Exposing Bob Dylan
Behind the legend

Influences


Woody Guthrie

Arguably Dylan’s greatest early influence was Woody Guthrie, the American singer-songwriter and writer of one of the most famous American folksongs, ‘This Land is Your Land’. Dylan allegedly read Guthrie’s autobiography, Bound for Glory, and became obsessed with its protagonist, who is depicted as a mythical being in the book. Dylan, who is originally from Minnesota, started mimicking Guthrie’s Oklahoman speech patterns set out in his book, and when he arrived in New York in 1961, he told a crowd at a club where he was performing, ‘I been travellin’ around the country, followin’ in Woody Guthrie’s footsteps.


Dylan Thomas

It has never been clear exactly what influence Dylan Thomas had on Bob Dylan’s lyrics and poetry, but in his autobiography, Chronicles, he confirmed the long-debated idea that he adopted the name ‘Bob Dylan’ after the Welsh poet in around 1959. Dylan’s identity has always been a point of contention, perhaps even to himself. One can speculate how Dylan was influenced by the poems of Dylan Thomas.

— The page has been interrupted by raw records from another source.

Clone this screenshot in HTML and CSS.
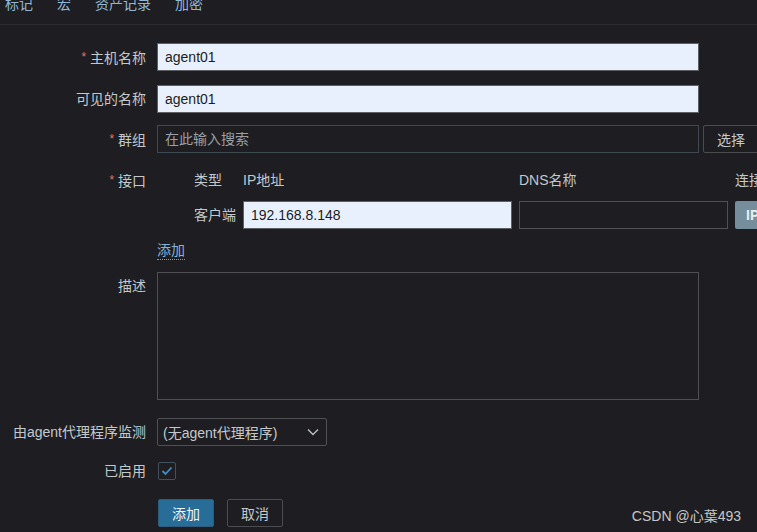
FILE: index.html
```html
<!DOCTYPE html>
<html lang="zh">
<head>
<meta charset="utf-8">
<title>主机</title>
<link rel="stylesheet" href="styles.css">
</head>
<body>
<div class="page">
  <nav class="tabs">
    <span class="tab">标记</span>
    <span class="tab">宏</span>
    <span class="tab">资产记录</span>
    <span class="tab">加密</span>
  </nav>
  <form class="form">
    <div class="row r1">
      <label class="label"><span class="req">*</span> 主机名称</label>
      <div class="field"><input class="input light" value="agent01"></div>
    </div>
    <div class="row r2">
      <label class="label">可见的名称</label>
      <div class="field"><input class="input light" value="agent01"></div>
    </div>
    <div class="row r3">
      <label class="label"><span class="req">*</span> 群组</label>
      <div class="field group">
        <div class="input dark ph">在此输入搜索</div>
        <button type="button" class="btn-alt">选择</button>
      </div>
    </div>
    <div class="row r4">
      <label class="label"><span class="req">*</span> 接口</label>
      <div class="field">
        <div class="iface">
          <span class="ih">类型</span>
          <span class="ih">IP地址</span>
          <span class="ih">DNS名称</span>
          <span class="ih">连接到</span>
          <span class="itype">客户端</span>
          <input class="input light" value="192.168.8.148">
          <input class="input dark" value="">
          <span class="ipbtn">IP</span>
        </div>
        <a class="link">添加</a>
      </div>
    </div>
    <div class="row r5">
      <label class="label">描述</label>
      <div class="field"><textarea class="textarea"></textarea></div>
    </div>
    <div class="row r6">
      <label class="label">由agent代理程序监测</label>
      <div class="field">
        <div class="select">
          <span>(无agent代理程序)</span>
          <svg class="chev" width="12" height="8" viewBox="0 0 12 8"><path d="M1 1.5 L6 6.5 L11 1.5" fill="none" stroke="#b8bec4" stroke-width="1.4"/></svg>
        </div>
      </div>
    </div>
    <div class="row r7">
      <label class="label lc">已启用</label>
      <div class="field">
        <span class="check"><svg width="12" height="10" viewBox="0 0 12 10"><path d="M1.5 5 L4.5 8 L10.5 1.5" fill="none" stroke="#3d8fcc" stroke-width="1.8"/></svg></span>
      </div>
    </div>
    <div class="row r8">
      <span class="label"></span>
      <div class="field buttons">
        <button type="button" class="btn-main">添加</button>
        <button type="button" class="btn-alt">取消</button>
      </div>
    </div>
  </form>
  <div class="watermark">CSDN @心葉493</div>
</div>
</body>
</html>
```
FILE: styles.css
```css
* { box-sizing: border-box; }
html, body {
  margin: 0;
  padding: 0;
  background: #1e1e22;
  width: 757px;
  height: 532px;
  overflow: hidden;
}
.page {
  position: relative;
  width: 757px;
  height: 532px;
  overflow: hidden;
  font-family: "Liberation Sans", "Noto Sans CJK SC", sans-serif;
  font-size: 14px;
  color: #c3c8cd;
}
.tabs {
  height: 25px;
  border-bottom: 1px solid #2c2c31;
  display: flex;
  gap: 24px;
  padding-left: 5px;
  overflow: hidden;
}
.tab {
  color: #8fb8d8;
  line-height: 14px;
  margin-top: -3px;
}
.form {
  padding-top: 18px;
}
.row {
  display: grid;
  grid-template-columns: 146px 1fr;
  column-gap: 11px;
}
.field { min-width: 0; }
.label {
  text-align: right;
  line-height: 28px;
  color: #c3c8cd;
  white-space: nowrap;
}
.req {
  color: #d47a73;
  font-size: 12px;
  vertical-align: 2px;
}
.r2 { margin-top: 13px; }
.r3 { margin-top: 12px; }
.r4 { margin-top: 15px; }
.r5 { margin-top: 12px; }
.r6 { margin-top: 18px; }
.r7 { margin-top: 16px; }
.r8 { margin-top: 19px; }
.input {
  display: block;
  height: 28px;
  width: 542px;
  padding: 0 7px;
  font-family: inherit;
  font-size: 14px;
  line-height: 26px;
  border-radius: 0;
  outline: none;
}
.light {
  background: #e8f0fe;
  border: 1px solid #5d5f63;
  color: #1c1c1c;
}
.dark {
  background: #1e1e22;
  border: 1px solid #4e5054;
  color: #c3c8cd;
}
.group {
  display: flex;
  gap: 4px;
}
.group .dark {
  border-color: #3e4a52;
  flex-shrink: 0;
}
.ph {
  color: #9aa0a6;
}
.btn-alt {
  height: 28px;
  padding: 0 13px;
  background: #1e1e22;
  border: 1px solid #4a4c50;
  border-radius: 2px;
  color: #c3c8cd;
  font-family: inherit;
  font-size: 14px;
  flex-shrink: 0;
}
.r4 .label { line-height: 22px; }
.iface {
  display: grid;
  grid-template-columns: 42px 269px 209px 60px;
  column-gap: 7px;
  row-gap: 10px;
  margin-left: 37px;
  align-items: center;
  width: 650px;
}
.ih {
  line-height: 22px;
  color: #c3c8cd;
  white-space: nowrap;
}
.itype {
  line-height: 28px;
  white-space: nowrap;
}
.iface .input { width: 100%; }
.ipbtn {
  display: block;
  height: 28px;
  background: #768e9b;
  color: #e8eef2;
  border-radius: 2px;
  line-height: 28px;
  padding-left: 11px;
  font-weight: bold;
}
.link {
  display: inline-block;
  margin-top: 12px;
  line-height: 18px;
  color: #7fb5dc;
  border-bottom: 1px dotted #7f98ac;
}
.textarea {
  display: block;
  width: 542px;
  height: 128px;
  background: #1e1e22;
  border: 1px solid #4e5054;
  resize: none;
  outline: none;
}
.select {
  width: 170px;
  height: 28px;
  border: 1px solid #4e5054;
  border-radius: 2px;
  display: flex;
  align-items: center;
  justify-content: space-between;
  padding: 0 4px 0 5px;
  color: #c3c8cd;
}
.chev { margin-right: 3px; }
.lc { line-height: 18px; }
.check {
  width: 18px;
  height: 18px;
  margin-left: 1px;
  border: 1px solid #3f505e;
  border-radius: 2px;
  display: flex;
  align-items: center;
  justify-content: center;
}
.buttons {
  display: flex;
  gap: 13px;
}
.btn-main {
  height: 28px;
  width: 56px;
  margin-left: 1px;
  background: #276d97;
  border: 1px solid #2e5c7c;
  border-radius: 2px;
  color: #eef3f7;
  font-family: inherit;
  font-size: 14px;
}
.buttons .btn-alt { width: 56px; padding: 0; }
.watermark {
  position: absolute;
  right: 16px;
  bottom: 8px;
  color: #c6c6c6;
  font-size: 14px;
  line-height: 16px;
  font-family: "Liberation Sans", "Noto Sans CJK SC", sans-serif;
}
```
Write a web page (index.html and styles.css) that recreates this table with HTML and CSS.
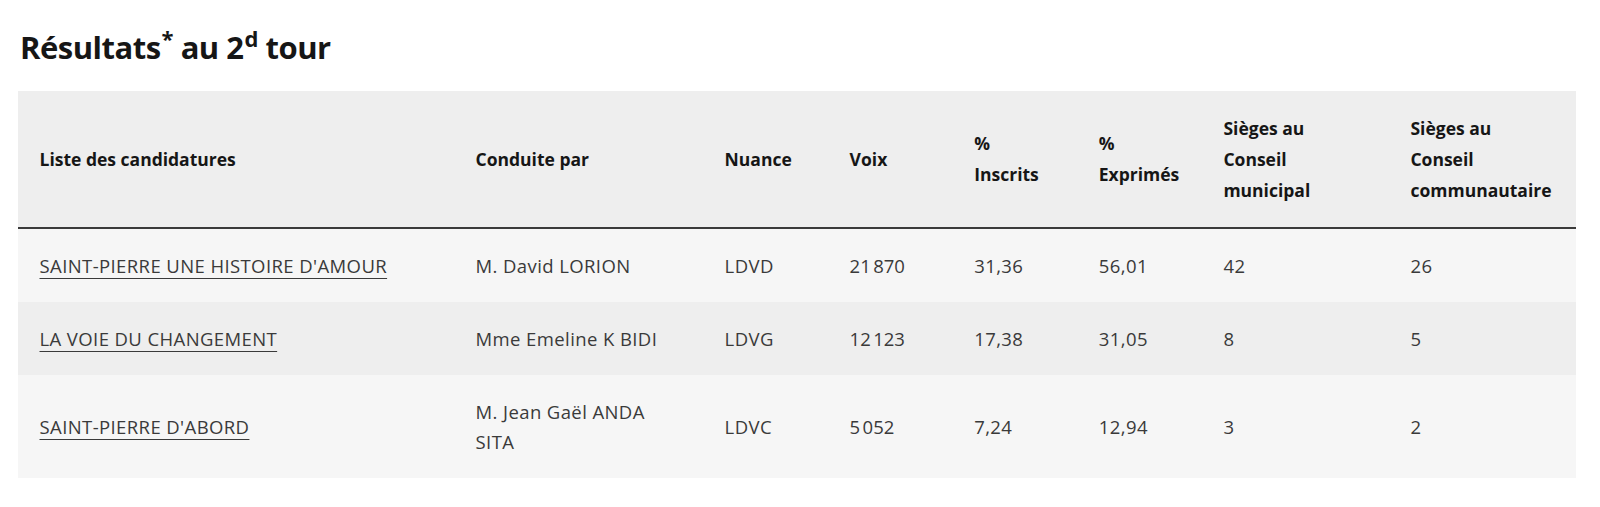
FILE: index.html
```html
<!DOCTYPE html>
<html lang="fr">
<head>
<meta charset="utf-8">
<title>Résultats au 2d tour</title>
<link rel="stylesheet" href="styles.css">
</head>
<body>
<main class="page">
  <h2 class="title">Résultats<sup class="star">*</sup> au 2<sup class="ord">d</sup> tour</h2>
  <table class="results">
    <colgroup>
      <col class="c-list">
      <col class="c-lead">
      <col class="c-nuance">
      <col class="c-num">
      <col class="c-num">
      <col class="c-num">
      <col class="c-seat">
      <col class="c-seat">
    </colgroup>
    <thead>
      <tr>
        <th>Liste des candidatures</th>
        <th>Conduite par</th>
        <th>Nuance</th>
        <th>Voix</th>
        <th>%<br>Inscrits</th>
        <th>%<br>Exprimés</th>
        <th>Sièges au<br>Conseil<br>municipal</th>
        <th>Sièges au<br>Conseil<br>communautaire</th>
      </tr>
    </thead>
    <tbody>
      <tr>
        <td><a class="link" href="#">SAINT-PIERRE UNE HISTOIRE D'AMOUR</a></td>
        <td>M. David LORION</td>
        <td>LDVD</td>
        <td>21&#8239;870</td>
        <td>31,36</td>
        <td>56,01</td>
        <td>42</td>
        <td>26</td>
      </tr>
      <tr>
        <td><a class="link" href="#">LA VOIE DU CHANGEMENT</a></td>
        <td>Mme Emeline K BIDI</td>
        <td>LDVG</td>
        <td>12&#8239;123</td>
        <td>17,38</td>
        <td>31,05</td>
        <td>8</td>
        <td>5</td>
      </tr>
      <tr>
        <td><a class="link" href="#">SAINT-PIERRE D'ABORD</a></td>
        <td>M. Jean Gaël ANDA SITA</td>
        <td>LDVC</td>
        <td>5&#8239;052</td>
        <td>7,24</td>
        <td>12,94</td>
        <td>3</td>
        <td>2</td>
      </tr>
    </tbody>
  </table>
</main>
</body>
</html>
```

FILE: styles.css
```css
* { box-sizing: border-box; }

html, body {
  margin: 0;
  padding: 0;
  background: #ffffff;
}

body {
  font-family: "Open Sans", "Liberation Sans", sans-serif;
  color: #3a3a3a;
}

.page {
  padding: 27px 0 0 18px;
}

.title {
  margin: 0 0 24px 2px;
  font-size: 31px;
  line-height: 40px;
  font-weight: 700;
  color: #161616;
  letter-spacing: -0.5px;
}

.title sup {
  font-size: 22px;
  line-height: 0;
  vertical-align: 0;
  position: relative;
}

.title .star { top: -12px; margin-left: 1px; }
.title .ord { top: -12px; margin-left: 1px; }

.results {
  width: 1558px;
  border-collapse: collapse;
  table-layout: fixed;
  font-size: 18.5px;
  line-height: 30px;
  letter-spacing: 0.4px;
}

.c-list { width: 436px; }
.c-lead { width: 249px; }
.c-nuance { width: 125px; }
.c-num { width: 124.6px; }
.c-seat { width: 187px; }

.results thead tr {
  background: #eeeeee;
  border-bottom: 2px solid #3a3a3a;
}

.results th {
  text-align: left;
  vertical-align: middle;
  font-weight: 700;
  font-size: 17.5px;
  line-height: 31px;
  letter-spacing: 0;
  color: #161616;
  padding: 21.5px 22px 21.5px 21.5px;
}

.results td {
  vertical-align: middle;
  padding: 21.5px 22px 21.5px 21.5px;
}

.results tbody tr:nth-child(odd) { background: #f6f6f6; }
.results tbody tr:nth-child(even) { background: #eeeeee; }

.link {
  color: #3a3a3a;
  text-decoration: underline;
  text-decoration-thickness: 1px;
  text-underline-offset: 5px;
}
```
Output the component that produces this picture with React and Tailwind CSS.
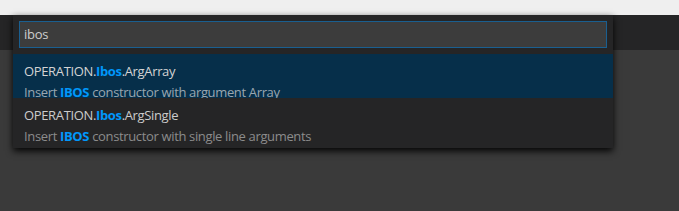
export default function App() {
  const rows = [
    { name: 'ArgArray', desc: 'constructor with argument Array', selected: true },
    { name: 'ArgSingle', desc: 'constructor with single line arguments', selected: false },
  ]

  return (
    <div
      className="w-[679px] h-[211px] flex flex-col bg-[#3a3a3a] overflow-hidden"
      style={{ fontFamily: '"Open Sans", "Noto Sans", sans-serif' }}
    >
      <div className="h-[15px] bg-[#efefef] shrink-0" />
      <div className="relative flex-1">
        <div className="h-[35px] bg-[#252526]" />

        <div className="absolute left-[13px] top-0 w-[600px] bg-[#252526] shadow-[0_3px_7px_rgba(0,0,0,0.95)] pt-[6px] pb-[6px]">
          <div className="mx-[6px] h-[27px] border border-[#1a5f90] bg-[#3c3c3c] flex items-center pl-[4px] text-[13px] tracking-[-0.3px] text-[#cccccc]">
            ibos
          </div>
          <div className="mt-[6px] flex flex-col">
            {rows.map((r) => (
              <div
                key={r.name}
                className={
                  'h-[44px] pl-[11px] text-[13px] tracking-[-0.35px] leading-[21px] pt-[6.5px] ' +
                  (r.selected ? 'bg-[#062f4a] overflow-hidden' : '')
                }
              >
                <div className={'whitespace-nowrap ' + (r.selected ? 'text-[#d4d4d4]' : 'text-[#cccccc]')}>
                  OPERATION.<span className="text-[#0097fb] font-bold">Ibos</span>.{r.name}
                </div>
                <div className={'whitespace-nowrap ' + (r.selected ? 'text-[#9aa6b0]' : 'text-[#8c8c8c]')}>
                  Insert <span className="text-[#0097fb] font-bold">IBOS</span> {r.desc}
                </div>
              </div>
            ))}
          </div>
        </div>
      </div>
    </div>
  )
}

For example, many of Thomas’s poems have a theme of conflict: conflict between the speaker and reader of the poem, conflict between the poem’s structure and the language, and often the conflict of the inevitability of death.


Civil Rights

Dylan’s early albums comprise a collection of songs that became known as protest songs, and many of them became anthems of various social movements that were happening in the United States in the early sixties, notably the Civil Rights Movement. Dylan’s second album, The Freewheelin’ Bob Dylan, begins with one of his most famous songs, ‘Blowin’ in the Wind’. Described as a protest song, it poses a series of rhetorical questions about war, freedom, rights, and peace – for example, ‘how many times must the cannonballs fly/Before they’re forever banned’ and ‘how many deaths will it take till he knows/That too many people have died’ with the same answer.